Family-owned businesses account for about 80% of all businesses worldwide, and about one-third of them are owned by women. Census data and recent research show that daughters and wives are increasingly taking over family firms.

I am going to throw all care and caution to the wind, open the doors of political correctness to the masses, no matter what conjecture may follow, so please do pardon if I stray a little.

For the tens of generations which have passed, many family businesses, successful or not, have followed (in my opinion) the same old bigoted viewpoint that primogeniture is the correct way forward. This dictates that the first male heir has the right of business succession, instead of placing ability before birth right. So the eldest son has the right of estate, whether he is capable or not to manage the asset - an interesting concept, and one that I must tread carefully, as I am the eldest son within this business. However, if my elder sister Marian had not passed away some 13 years ago, she, too, would have been more than capable in taking this business forward if she had wanted to do so.

For time immemorial, bakery sons have worked on the shop floor with their dads, while daughters worked with their mothers in either the office or the shops. These relationship models are classic, even from an early age. Peeling the potatoes, lighting the boiler, starting the ferments all on a Sunday afternoon ready for the night shifts for the lads, while stamping envelopes, changing till rolls or answering the phone on a Saturday morning in the office, and, of course, being a Saturday sales assistant are all roles we, as children of the original owners, have done and still do or did with our own children - in short a self-fulfilling prophecy.

But what happens if the daughter is far better in the business than her male sibling? What happens if the daughter has more business acumen and has also more talent with our craft, than her brother, and it’s time for daddy to retire? What does he do? An interesting thought isn`t it?

There is a very interesting article, entitled ‘Daughters taking over the family business from dad’ - please follow link for more information:

http://www.familybusinessunited.com/family-business/succession/taking-over-from-dad/

It surmises quite a lot and, of course, there are no right or wrong answers, nor one-size-fits-all, in this spikey topic. However, maybe aligning their comments with this business, there are some truths in their writings.

Daughters, from a very tender age, are prone to be more sensitive to customer relations and dealing with customers who are trying it on. They tend to learn basic book-keeping and buying techniques with suppliers and generally learn the organising skills of keeping the business together during the busy seasonal times, sometimes working in the bakery as well or, more often, in confectionery areas or dispatch. The sons, meanwhile, are making their way through the bakery, just like their dad did. However, even at this tender age daughters are receiving basic business administration instruction and, with a higher aptitude for attention to detail, are quite capable of such tasks within the family business.
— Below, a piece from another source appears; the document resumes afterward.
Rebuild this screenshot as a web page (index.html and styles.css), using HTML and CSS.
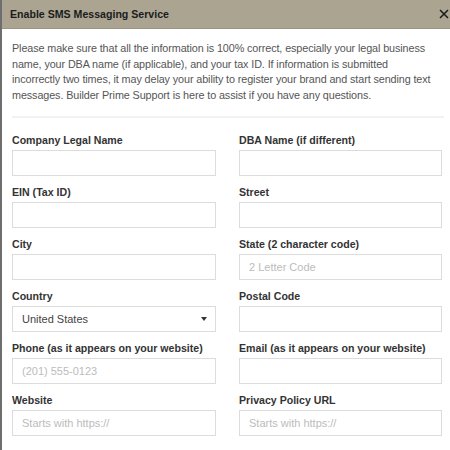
FILE: index.html
```html
<!DOCTYPE html>
<html>
<head>
<meta charset="utf-8">
<link rel="stylesheet" href="styles.css">
</head>
<body>
<div class="modal">
  <div class="modal-header">
    <span class="modal-title">Enable SMS Messaging Service</span>
    <svg class="close" width="10" height="10" viewBox="0 0 10 10"><path d="M1 1L9 9M9 1L1 9" stroke="#1e1e1e" stroke-width="1.6" fill="none"/></svg>
  </div>
  <div class="modal-body">
    <p class="intro">Please make sure that all the information is 100% correct, especially your legal business name, your DBA name (if applicable), and your tax ID. If information is submitted incorrectly two times, it may delay your ability to register your brand and start sending text messages. Builder Prime Support is here to assist if you have any questions.</p>
    <div class="divider"></div>
    <div class="form-grid">
      <div class="field"><label>Company Legal Name</label><div class="input"></div></div>
      <div class="field"><label>DBA Name (if different)</label><div class="input"></div></div>
      <div class="field"><label>EIN (Tax ID)</label><div class="input"></div></div>
      <div class="field"><label>Street</label><div class="input"></div></div>
      <div class="field"><label>City</label><div class="input"></div></div>
      <div class="field"><label>State (2 character code)</label><div class="input placeholder">2 Letter Code</div></div>
      <div class="field"><label>Country</label><div class="input select"><span>United States</span><span class="caret"></span></div></div>
      <div class="field"><label>Postal Code</label><div class="input"></div></div>
      <div class="field"><label>Phone (as it appears on your website)</label><div class="input placeholder">(201) 555-0123</div></div>
      <div class="field"><label>Email (as it appears on your website)</label><div class="input"></div></div>
      <div class="field"><label>Website</label><div class="input placeholder">Starts with https://</div></div>
      <div class="field"><label>Privacy Policy URL</label><div class="input placeholder">Starts with https://</div></div>
    </div>
  </div>
</div>
</body>
</html>
```
FILE: styles.css
```css
html, body {
  margin: 0;
  padding: 0;
  height: 100%;
  overflow: hidden;
}
body {
  background: #6e6e6e;
  font-family: "Liberation Sans", Arial, Helvetica, sans-serif;
}
.modal {
  margin-left: 2px;
  width: 450px;
  height: 100%;
  background: #fff;
}
.modal-header {
  height: 29px;
  box-sizing: border-box;
  background: #aaa491;
  border-bottom: 1px solid #9a9482;
  display: flex;
  align-items: center;
  justify-content: space-between;
  padding: 0 3px 0 8px;
}
.modal-title {
  font-size: 10.6px;
  font-weight: bold;
  color: #1c1c1c;
}
.close {
  display: block;
  margin-top: -1px;
}
.modal-body {
  padding: 12px 8px 0 10px;
}
.intro {
  margin: 0;
  max-width: 421px;
  font-size: 10.8px;
  letter-spacing: -0.1px;
  line-height: 15.5px;
  color: #555;
}
.divider {
  height: 2px;
  background: #f2f2f2;
  margin-top: 13px;
}
.form-grid {
  margin-top: 15px;
  display: grid;
  grid-template-columns: 204px 203px;
  column-gap: 23px;
  row-gap: 9px;
}
.field label {
  display: block;
  font-size: 10.6px;
  line-height: 14px;
  font-weight: bold;
  color: #333;
  margin-bottom: 3px;
}
.input {
  height: 26px;
  box-sizing: border-box;
  border: 1px solid #dcdcdc;
  display: flex;
  align-items: center;
  padding: 0 9px;
  font-size: 11px;
  color: #444;
}
.placeholder {
  color: #bcbcbc;
}
.select {
  justify-content: space-between;
}
.caret {
  width: 0;
  height: 0;
  border-left: 3.5px solid transparent;
  border-right: 3.5px solid transparent;
  border-top: 4px solid #333;
  margin-right: -1px;
}
```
From leaving school many daughters dream of a different life, and armed with their new qualifications (after working harder than their brothers for them), go out into the world to see what’s waiting for them. Meanwhile, the sons are still working their way through the business. It is suggested that daughters also don’t want to upset the family relationship model, and want more of a balanced family/business relationship status – so are therefore more prone to step back and allow other male siblings to succeed and try to take the business on.

But the son’s desire to take the business forward from his father could be based on competition. He might want to be better than the father, with an ego or maybe a personal conflict making him always want to prove his worth and capability of taking the top job, following the mantra “one day son, all this will be yours”. I wonder how many times that has been said.

Yet, for many reasons, daughters often gravitate back to the family business. They often find it easier to work with their father, unlike the situation with the son where everything seems to be a battle. Oh, I remember those days well. Is it the “father and daughter” special relationship? Is it daddy`s little girl trying to make up for lost time, having been unable to spend time with him when they were younger; “Dad was always in the bakery”, “at Christmas we never saw him”, these words of yesteryear continually haunt the family of a bakery business, from one generation to the next.

Daughters are more interested in nurturing the business and ensuring its longevity and, from the research available, women have a strongly developed sense of duty and responsibility for succession, particularly when their family name is over the door.

There is, of course, the alternative perspective or dilemma; daddy has always dreamed of his son taking over one day, but now can’t face retirement. The son wants him out of the way, yet the paternal reasoning runs “My little girl always wants me, so I’ll do a couple more years, and see how it goes!”